I spent all day in bed listening to music and writing (which is not as bad as it sounds; there's literally no where else to sit in the whole house except my desk and the piano bench--it's all the piano studio, which is why I usually go to Borders--but I'm trying to save money).
And this is crazy. I didn't go downstairs to eat until about 5 because I didn't want to take my headphones off and stop hearing music. (I've just emerged from a LONG dry spell when it comes to listening. And I'm not good at listening and doing something else. If I'm listening to music, I'm listening to music.)
A voice can totally turn me on. If you go here and listen to the first free track, he talks in Spanish. I have absolutely no idea what he's saying, but man does he have a voice that makes me melt.
Listening to Mana got me thinking about ethnic identity. I'm a mutt, of course. My father who was not biologically related to me was French; biologically I'm mostly German and Native American and West Virginian (well, isn't that an ethnicity, LOL?!) My non-birth mother is biologically related to me, so I've known that part of the family, but aside from the West Virginian thing, they weren't particularly ethnic, and even then it was more accidental than pride.
Anyway, after my dad died, my mother married into an Italian family. Growing up in an Italian family (I imagine in any ethnic family) forms part of your identity. (Talk about burying your lead!)
It's something that's always there; like if you go to a strange new town, you're automatically part of the group, you know? There's some elemental relationship that is there, some automatic connection.
Like, when I went off to college, my stepfather went up and got me settled into Little Italy. I was given a job and an apartment that very day in the neighborhood, and my stepfather was promised everyone would look out for me.

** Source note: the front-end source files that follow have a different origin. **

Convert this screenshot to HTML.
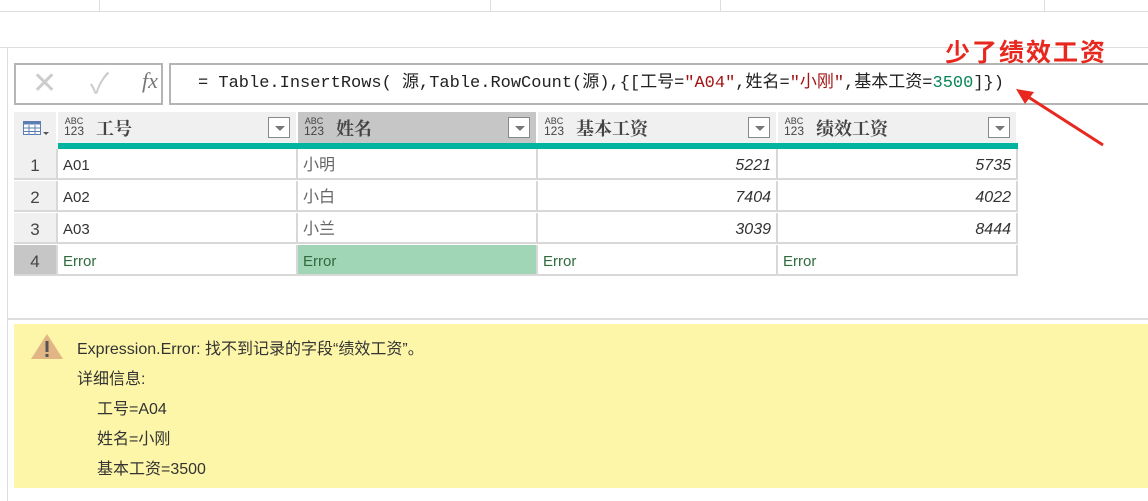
<!DOCTYPE html>
<html><head><meta charset="utf-8"><style>
*{margin:0;padding:0;box-sizing:border-box}
body{width:1148px;height:501px;background:#fff;position:relative;overflow:hidden;font-family:"Liberation Sans","Noto Sans CJK SC",sans-serif;color:#333}
.a{position:absolute}
.hd{top:0;height:11px;border-right:1px solid #ddd}
.mono{font-family:"Liberation Mono","Noto Sans CJK SC",monospace}
.cell{position:absolute;height:31px;border-right:2px solid #d8d8d8;border-bottom:2px solid #d8d8d8;background:#fff;font-size:15px;line-height:29px;padding:2px 5px 0}
.num{font-style:italic;text-align:right;font-size:16px}
.rn{background:#f0f0f0;text-align:center;font-size:17px;color:#444}
.err{color:#2e6b3e}
.th{position:absolute;top:112px;height:31px;background:#f0f0f0;border-right:2px solid #fff}
.abc{position:absolute;left:6px;top:5px;font-size:9px;line-height:9px;color:#444;text-align:center}
.abc b{display:block;font-weight:normal;font-size:12px;line-height:11px}
.tt{position:absolute;left:38px;top:3px;font-size:18px;font-family:"Noto Serif CJK SC",serif;color:#444;font-weight:bold}
.dd{position:absolute;right:6px;top:5px;width:22px;height:21px;border:1px solid #888;background:#fff}
.dd:after{content:"";position:absolute;left:6px;top:8px;border:5px solid transparent;border-top:5px solid #777;border-bottom:0}
.msg{position:absolute;font-size:16px;color:#333}
</style></head><body>
<div class="a hd" style="left:0;width:100px"></div>
<div class="a hd" style="left:100px;width:391px"></div>
<div class="a hd" style="left:491px;width:230px"></div>
<div class="a hd" style="left:721px;width:324px"></div>
<div class="a" style="left:0;top:11px;width:1148px;height:1px;background:#ddd"></div>
<div class="a" style="left:0;top:47px;width:1148px;height:1px;background:#ddd"></div>
<div class="a" style="left:7px;top:48px;width:1px;height:453px;background:#ddd"></div>
<!-- formula bar -->
<div class="a" style="left:14px;top:63px;width:149px;height:42px;border:2px solid #b5b5b5"></div>
<div class="a" style="left:32px;top:70px;font-size:30px;color:#ccc;line-height:28px">✕</div>
<div class="a" style="left:90px;top:70px;font-size:28px;color:#ccc;line-height:28px">✓</div>
<div class="a" style="left:142px;top:68px;font-size:22px;color:#777;font-style:italic;font-family:'Liberation Serif',serif">fx</div>
<div class="a" style="left:169px;top:63px;width:990px;height:42px;border:2px solid #b5b5b5"></div>
<div class="a mono" style="left:198px;top:74px;font-size:17px;line-height:20px;color:#222;white-space:nowrap">= Table.InsertRows( 源,Table.RowCount(源),{[工号=<span style="color:#a31515">"A04"</span>,姓名=<span style="color:#a31515">"小刚"</span>,基本工资=<span style="color:#098658">3500</span>]})</div>
<div class="a" style="left:945px;top:36px;font-size:25px;line-height:34px;font-weight:bold;color:#e8281e;letter-spacing:2px">少了绩效工资</div>
<svg class="a" style="left:1010px;top:85px" width="100" height="65"><line x1="93" y1="60" x2="12" y2="8" stroke="#e8281e" stroke-width="3"/><polygon points="6,4 24,7 15,19" fill="#e8281e"/></svg>
<!-- table header -->
<div class="th" style="left:14px;width:44px"><svg style="position:absolute;left:9px;top:9px" width="26" height="16"><rect x="0.5" y="0.5" width="17" height="13" fill="#fff" stroke="#5b7fb5"/><rect x="0.5" y="0.5" width="17" height="3" fill="#5b7fb5"/><path d="M6 4V14M12 4V14M1 7H18M1 10.5H18" stroke="#5b7fb5"/><path d="M20 11l3 3 3-3z" fill="#555"/></svg></div>
<div class="th" style="left:58px;width:240px"><div class="abc">ABC<b>123</b></div><div class="tt">工号</div><div class="dd"></div></div>
<div class="th" style="left:298px;width:240px;background:#c6c6c6"><div class="abc">ABC<b>123</b></div><div class="tt">姓名</div><div class="dd"></div></div>
<div class="th" style="left:538px;width:240px"><div class="abc">ABC<b>123</b></div><div class="tt">基本工资</div><div class="dd"></div></div>
<div class="th" style="left:778px;width:240px"><div class="abc">ABC<b>123</b></div><div class="tt">绩效工资</div><div class="dd"></div></div>
<div class="a" style="left:14px;top:143px;width:44px;height:6px;background:#f0f0f0"></div>
<div class="a" style="left:58px;top:143px;width:960px;height:6px;background:#00b4a0"></div>
<!-- rows -->
<div class="cell rn" style="left:14px;top:149px;width:44px">1</div>
<div class="cell" style="left:58px;top:149px;width:240px">A01</div>
<div class="cell" style="left:298px;top:149px;width:240px;color:#666;font-size:16px">小明</div>
<div class="cell num" style="left:538px;top:149px;width:240px">5221</div>
<div class="cell num" style="left:778px;top:149px;width:240px">5735</div>
<div class="cell rn" style="left:14px;top:181px;width:44px">2</div>
<div class="cell" style="left:58px;top:181px;width:240px">A02</div>
<div class="cell" style="left:298px;top:181px;width:240px;color:#666;font-size:16px">小白</div>
<div class="cell num" style="left:538px;top:181px;width:240px">7404</div>
<div class="cell num" style="left:778px;top:181px;width:240px">4022</div>
<div class="cell rn" style="left:14px;top:213px;width:44px">3</div>
<div class="cell" style="left:58px;top:213px;width:240px">A03</div>
<div class="cell" style="left:298px;top:213px;width:240px;color:#666;font-size:16px">小兰</div>
<div class="cell num" style="left:538px;top:213px;width:240px">3039</div>
<div class="cell num" style="left:778px;top:213px;width:240px">8444</div>
<div class="cell rn" style="left:14px;top:245px;width:44px;background:#c6c6c6">4</div>
<div class="cell err" style="left:58px;top:245px;width:240px">Error</div>
<div class="cell err" style="left:298px;top:245px;width:240px;background:#a0d5b5">Error</div>
<div class="cell err" style="left:538px;top:245px;width:240px">Error</div>
<div class="cell err" style="left:778px;top:245px;width:240px">Error</div>
<!-- error panel -->
<div class="a" style="left:8px;top:318px;width:1140px;height:2px;background:#ddd"></div>
<div class="a" style="left:14px;top:324px;width:1134px;height:164px;background:#fdf6a9"></div>
<svg class="a" style="left:30px;top:333px" width="34" height="27"><polygon points="17,1 33,26 1,26" fill="#e2b585"/><rect x="15.5" y="8" width="3" height="11" fill="#555"/><rect x="15.5" y="21" width="3" height="3" fill="#555"/></svg>
<div class="msg" style="left:77px;top:335px">Expression.Error: 找不到记录的字段“绩效工资”。</div>
<div class="msg" style="left:77px;top:365px">详细信息:</div>
<div class="msg" style="left:97px;top:395px">工号=A04</div>
<div class="msg" style="left:97px;top:425px">姓名=小刚</div>
<div class="msg" style="left:97px;top:455px">基本工资=3500</div>
</body></html>
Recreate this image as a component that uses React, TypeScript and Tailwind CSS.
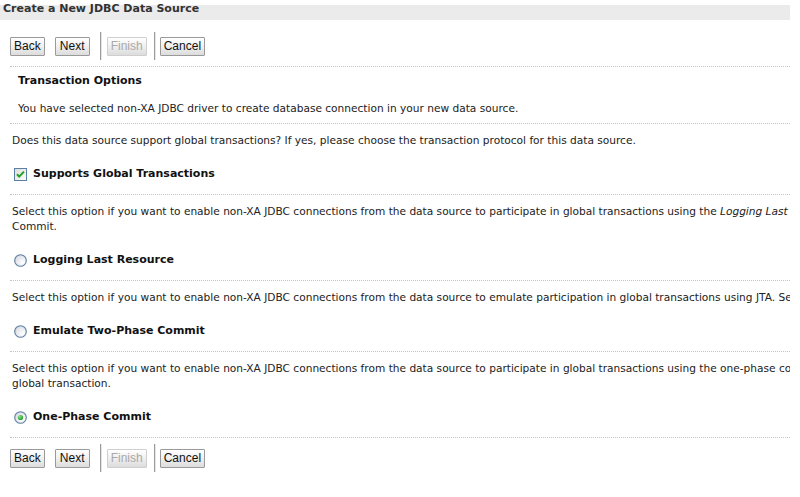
import React from "react";

const Btn = ({ label, disabled, w }: { label: string; disabled?: boolean; w?: string }) => (
  <button
    className={`h-[19px] px-[3px] border rounded-[1px] font-['Liberation_Sans',Arial,sans-serif] text-[12px] leading-none bg-[linear-gradient(to_bottom,#ffffff,#f1f1f1_45%,#dcdcdc)] ${
      w ?? ""
    } ${disabled ? "border-[#cfcfcf] text-[#a9a9a9]" : "border-[#9a9a9a] text-[#111]"}`}
  >
    {label}
  </button>
);

const Sep = () => <div className="w-[2px] h-[28px] bg-[#9b9b9b] border-r border-[#e6e6e6]" />;

const ButtonBar = () => (
  <div className="flex items-center h-[28px] pl-[10px]">
    <Btn label="Back" />
    <div className="w-[10px]" />
    <Btn label="Next" w="w-[35px]" />
    <div className="w-[10px]" />
    <Sep />
    <div className="w-[5px]" />
    <Btn label="Finish" disabled />
    <div className="w-[7px]" />
    <Sep />
    <div className="w-[4px]" />
    <Btn label="Cancel" />
  </div>
);

const Dots = () => <div className="ml-[10px] border-t border-dotted border-[#c4c4c4]" />;

const CheckBox = () => (
  <svg width="13" height="13" viewBox="0 0 13 13">
    <defs>
      <linearGradient id="cbg" x1="0" y1="0" x2="1" y2="1">
        <stop offset="0" stopColor="#dcdcd7" />
        <stop offset="1" stopColor="#ffffff" />
      </linearGradient>
    </defs>
    <rect x="0.5" y="0.5" width="12" height="12" fill="url(#cbg)" stroke="#5b7ea3" />
    <path d="M3 6.2 L5.2 8.6 L10 3.6" fill="none" stroke="#21a121" strokeWidth="2" />
  </svg>
);

const Radio = ({ on }: { on?: boolean }) => (
  <svg width="13" height="13" viewBox="0 0 13 13">
    <defs>
      <radialGradient id="rbg" cx="0.7" cy="0.7" r="0.8">
        <stop offset="0" stopColor="#ffffff" />
        <stop offset="1" stopColor="#d6dbe2" />
      </radialGradient>
      <radialGradient id="rdot" cx="0.35" cy="0.35" r="0.7">
        <stop offset="0" stopColor="#8ee18e" />
        <stop offset="1" stopColor="#1f9a1f" />
      </radialGradient>
    </defs>
    <circle cx="6.5" cy="6.5" r="5.8" fill="url(#rbg)" stroke="#5b7ea3" strokeWidth="1.1" />
    {on && <circle cx="6.5" cy="6.5" r="2.6" fill="url(#rdot)" />}
  </svg>
);

const Option = ({
  lines,
  label,
  on,
}: {
  lines: React.ReactNode[];
  label: string;
  on?: boolean;
}) => (
  <div>
    <Dots />
    <div className="pt-[9px] pl-[12px] leading-[15px] whitespace-nowrap">
      {lines.map((l, i) => (
        <div key={i}>{l}</div>
      ))}
    </div>
    <div className="mt-[19px] mb-[13px] h-[14px] pl-[14px] flex items-center gap-[6px]">
      <Radio on={on} />
      <span className="font-bold text-[11px] text-[#111]">{label}</span>
    </div>
  </div>
);

export default function App() {
  return (
    <div className="w-[800px] h-[497px] bg-white overflow-hidden font-['DejaVu_Sans',Tahoma,sans-serif] text-[10.6px] text-[#222]">
      <div className="w-[790px] overflow-hidden">
        <div className="h-[21px] pl-[3px] pt-[1px] bg-[linear-gradient(to_bottom,#ffffff_0,#ffffff_5px,#ebebeb_5px,#ebebeb_20px,#ffffff_20px)]">
          <span className="text-[11px] font-bold leading-[15px] text-[#333]">Create a New JDBC Data Source</span>
        </div>

        <div className="mt-[11px]">
          <ButtonBar />
        </div>

        <div className="mt-[6px]">
          <Dots />
        </div>
        <div className="pl-[18px] pt-[7px] leading-[14px]">
          <div className="font-bold text-[11px] text-[#111]">Transaction Options</div>
          <div className="mt-[13px]">
            You have selected non-XA JDBC driver to create database connection in your new data source.
          </div>
        </div>
        <div className="mt-[8px]">
          <Dots />
        </div>
        <div className="pl-[12px] pt-[9px] leading-[14px] whitespace-nowrap">
          Does this data source support global transactions? If yes, please choose the transaction protocol for this data source.
        </div>
        <div className="mt-[20px] mb-[13px] h-[14px] pl-[14px] flex items-center gap-[6px]">
          <CheckBox />
          <span className="font-bold text-[11px] text-[#111]">Supports Global Transactions</span>
        </div>

        <Option
          label="Logging Last Resource"
          lines={[
            <>
              Select this option if you want to enable non-XA JDBC connections from the data source to participate in global
              transactions using the <i>Logging Last Resource</i>
            </>,
            "Commit.",
          ]}
        />
        <Option
          label="Emulate Two-Phase Commit"
          lines={[
            "Select this option if you want to enable non-XA JDBC connections from the data source to emulate participation in global transactions using JTA. Select this option only if your application can tolerate heuristic conditions.",
          ]}
        />
        <Option
          label="One-Phase Commit"
          on
          lines={[
            "Select this option if you want to enable non-XA JDBC connections from the data source to participate in global transactions using the one-phase commit transaction processing. With this option, no other resources can participate in the",
            "global transaction.",
          ]}
        />

        <Dots />
        <div className="mt-[6px]">
          <ButtonBar />
        </div>
      </div>
    </div>
  );
}
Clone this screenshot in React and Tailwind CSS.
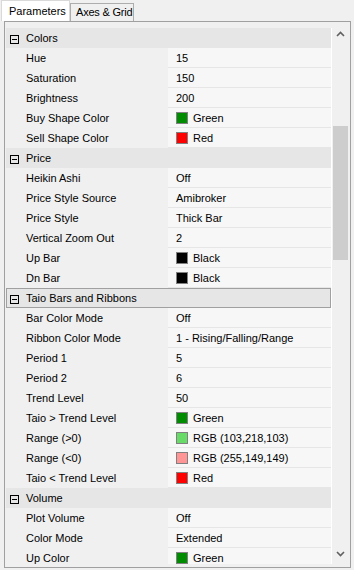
import React from 'react'

const sections = [
  { title: 'Colors', rows: [
    ['Hue', '15'], ['Saturation', '150'], ['Brightness', '200'],
    ['Buy Shape Color', 'Green', '#008c00'], ['Sell Shape Color', 'Red', '#ff0000'],
  ]},
  { title: 'Price', rows: [
    ['Heikin Ashi', 'Off'], ['Price Style Source', 'Amibroker'], ['Price Style', 'Thick Bar'],
    ['Vertical Zoom Out', '2'], ['Up Bar', 'Black', '#000000'], ['Dn Bar', 'Black', '#000000'],
  ]},
  { title: 'Taio Bars and Ribbons', selected: true, rows: [
    ['Bar Color Mode', 'Off'], ['Ribbon Color Mode', '1 - Rising/Falling/Range'],
    ['Period 1', '5'], ['Period 2', '6'], ['Trend Level', '50'],
    ['Taio > Trend Level', 'Green', '#008c00'], ['Range (>0)', 'RGB (103,218,103)', '#67da67'],
    ['Range (<0)', 'RGB (255,149,149)', '#ff9595'], ['Taio < Trend Level', 'Red', '#ff0000'],
  ]},
  { title: 'Volume', rows: [
    ['Plot Volume', 'Off'], ['Color Mode', 'Extended'], ['Up Color', 'Green', '#008c00'],
  ]},
]

function Header({ title, selected }){
  return (
    <div className={'h-[20px] flex items-center bg-[#e6e6e6] ' + (selected ? 'shadow-[inset_0_0_0_1px_#a0a0a0]' : '')}>
      <div className="ml-[4px] w-[9px] h-[9px] border border-black flex items-center justify-center mt-[2px]">
        <div className="w-[5px] h-px bg-black"/>
      </div>
      <span className="ml-[7px] pt-[1px]">{title}</span>
    </div>
  )
}

function Row({ name, value, swatch }){
  return (
    <div className="h-[20px] flex">
      <div className="w-[162px] bg-[#f0f0f0] pl-[20px] flex items-center pt-[1px]">{name}</div>
      <div className="flex-1 bg-[#f7f7f7] border-b border-[#e6e6e6] flex items-center pl-[8px] pt-[1px]">
        {swatch && <span className="w-[12px] h-[12px] border border-[#808080] mr-[5px] mb-[1px]" style={{ background: swatch }}/>}
        {value}
      </div>
    </div>
  )
}

export default function App(){
  return (
    <div className="w-[354px] h-[570px] bg-[#f0f0f0] overflow-hidden text-[11px] text-black leading-none" style={{ fontFamily: '"Liberation Sans", Arial, sans-serif' }}>
      <div className="h-[21px] flex items-end pl-[1px]">
        <div className="h-[21px] w-[69px] bg-white border-t border-l border-r border-[#d9d9d9] flex items-center pl-[7px] whitespace-nowrap">Parameters</div>
        <div className="h-[18px] w-[64px] bg-[#f0f0f0] border-t border-r border-l border-[#adadad] flex items-center pl-[5px] whitespace-nowrap tracking-[-0.2px]">Axes &amp; Grid</div>
      </div>
      <div className="ml-[4px] w-[347px] h-[547px] border border-[#a0a0a0] pt-[6px] pl-[1px]">
        <div className="flex h-[536px]">
          <div className="w-[325px] overflow-hidden">
            {sections.map(s => (
              <div key={s.title}>
                <Header title={s.title} selected={s.selected}/>
                {s.rows.map(r => <Row key={r[0]} name={r[0]} value={r[1]} swatch={r[2]}/>)}
              </div>
            ))}
          </div>
          <div className="w-px bg-white"/>
          <div className="w-[17px] bg-[#f0f0f0] flex flex-col items-center">
            <svg width="9" height="6" viewBox="0 0 9 6" className="mt-[3px]">
              <path d="M1 5 L4.5 1.5 L8 5" fill="none" stroke="#606060" strokeWidth="1.6"/>
            </svg>
            <div className="w-[15px] h-[134px] bg-[#cdcdcd] mt-[89px]"/>
            <div className="flex-1"/>
            <svg width="9" height="6" viewBox="0 0 9 6" className="mb-[7px]">
              <path d="M1 1 L4.5 4.5 L8 1" fill="none" stroke="#606060" strokeWidth="1.6"/>
            </svg>
          </div>
        </div>
      </div>
    </div>
  )
}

But I'm a mutt. So once I was out in the real world without the family name or Italian looks, I was suddenly no longer Italian. It's a bit strange, because you go to a party and all the Italians are grouped together and you feel like you belong there but... to them, you're not Italian.
Of course, they're friendly and stuff, but they don't relate to you in... that way. I can't quite explain the difference, but it's there, and it's both subtle and big.
When that connection isn't there, when that part of your identity is no longer there, it feels weird. I kinda miss it sometimes.
That probably sounds strange.
I was also adopted, so I'm told (and agree) that it's just part of it to always feel a little bit alone. This isn't an identity crisis, LOL. I'm not sure why I'm on this tangent today.
It makes me wonder: as Americans, do we have an ethnic identity?
It's one reason why I miss DH so much. He's my one touchstone, my one sort of always-there foundation. My best friend is like that, too, but it's different, too.
To be part of a family but not quite or not really can be weird. Unless I can make my own, I suppose it will be the story of my life. I wish DH was here, though.
I need to find a way to hook my computer up to some good speakers. This is Mana singing Rayando el Sol, which seems to suit my mood perfectly today. I haven't the slightest clue what the lyrics mean, LOL. I could be listening to a song talking about happy birds and thinking it's melancholy! Do you know what it means?